Fun for a girl growing up in Cary, North Carolina

Templeton remembers what she did for fun: jack rocks, marbles, pop the whip, tag, ice cream suppers, and pulling candy.

Citing this Excerpt

Oral History Interview with Elva Templeton, January 24, 1976. Interview K-0188. Southern Oral History Program Collection (#4007) in the Southern Oral History Program Collection, Southern Historical Collection, Wilson Library, University of North Carolina at Chapel Hill.

Full Text of the Excerpt

ELVA TEMPLETON:
We didn't have much sports. I finally took basketball and had basketball later. The first time I went out to join basketball, the teacher hit me in the mouth with a basketball. And then we had our own games. And the boys had the baseball, of course. This was before basketball came in. That was later in high school. And we had all kinds of games though. Pop the whip, and we entertained ourselves.
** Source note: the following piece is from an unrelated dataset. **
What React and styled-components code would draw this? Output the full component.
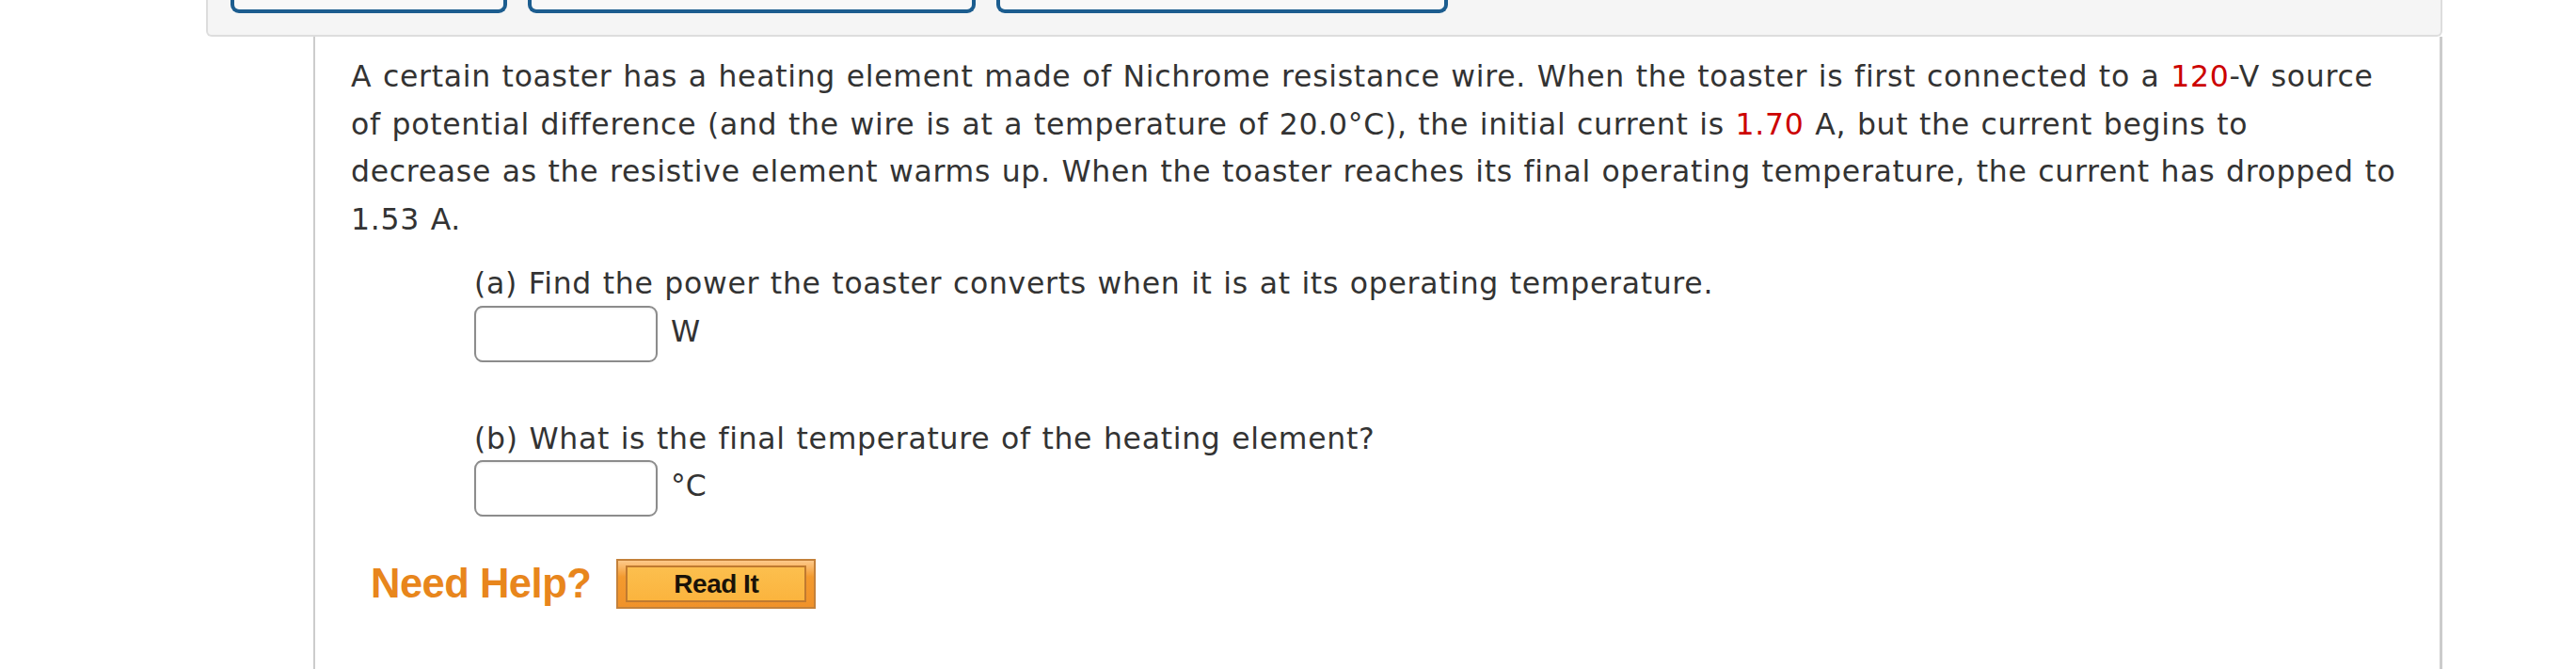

We didn't have any play equipment until later, the last year or two in high school. And played marbles, and played jack rocks. We didn't have any of these bought jack rocks, just pebbles.
ANNE KRATZER:
Tell me how to play jack rocks.
ELVA TEMPLETON:
Well, you had five jack rocks. You made a circle and you put a big one in the middle and four around. I mean, not four but you put several inside and one big one. And then you had one that you'd shoot it. You'd stand a certain distance from the circle and try to knock one out.
ANNE KRATZER:
It was similar to marbles then?
ELVA TEMPLETON:
Oh, I'm telling you wrong. I'm telling you about marbles.
ANNE KRATZER:
Oh, that's the marbles. That's fine. What is pop the whip?
ELVA TEMPLETON:
Oh, everybody takes a hand and makes a long row, a straight row. We had to connect hands and then who's at the head of the line would start running and the first thing the whole line is running, and the one on the end is libel to be slung out into the field somewhere if they couldn't hold on. Nobody liked to be at the end because you knew you couldn't hold on when they cracked the whip. See they'd gain speed as they kept going. Each one started a little faster.
ANNE KRATZER:
Did you have hide and go seek?
ELVA TEMPLETON:
Oh yes, we played hide and go seek, stealing sticks.
ANNE KRATZER:
Stealing sticks, what's that?
ELVA TEMPLETON:
Well, you had a dividing line, you had two sides. And you had a great big circle way in the corner in the back of each field and what you did was to cross that line and steal a stick and bring it back and put it in your circle. But if you got caught you'd be put into prison. Another circle was the prison.
ANNE KRATZER:
Did the other team try to catch you, like tag?
ELVA TEMPLETON:
Yes, each one tried to go to the other one's, stealing sticks. And if they caught you, they'd put you in prison.
ANNE KRATZER:
Were there any card games? How did the church feel about…
ELVA TEMPLETON:
Well, the people, they didn't like… You weren't allowed to play cards. Oh well, you'd just be libel to be turned out from church play cards or to dance, those things. They just weren't heard of. Not here.
ANNE KRATZER:
So what did you do then for entertainment?
ELVA TEMPLETON:
Well, our Sunday School teachers always had parties during the year. They had pulling candy and ice cream suppers, things like that. We didn't have covered dish suppers and that stuff.
ANNE KRATZER:
Tell us how you pulled candy, how it was made.
ELVA TEMPLETON:
Well, it was made with just sugar, and water and flavoring. Then you cook it until it got to a certain stage and then you pulled it. You got a bunch of it, you'd better be careful when, til it got cool or you'd burn your hands. Sometimes two of you would work together pulling the same piece and pulling it until it was brittle. Then you could pull it out in a string and cut it off to certain lengths. It was good.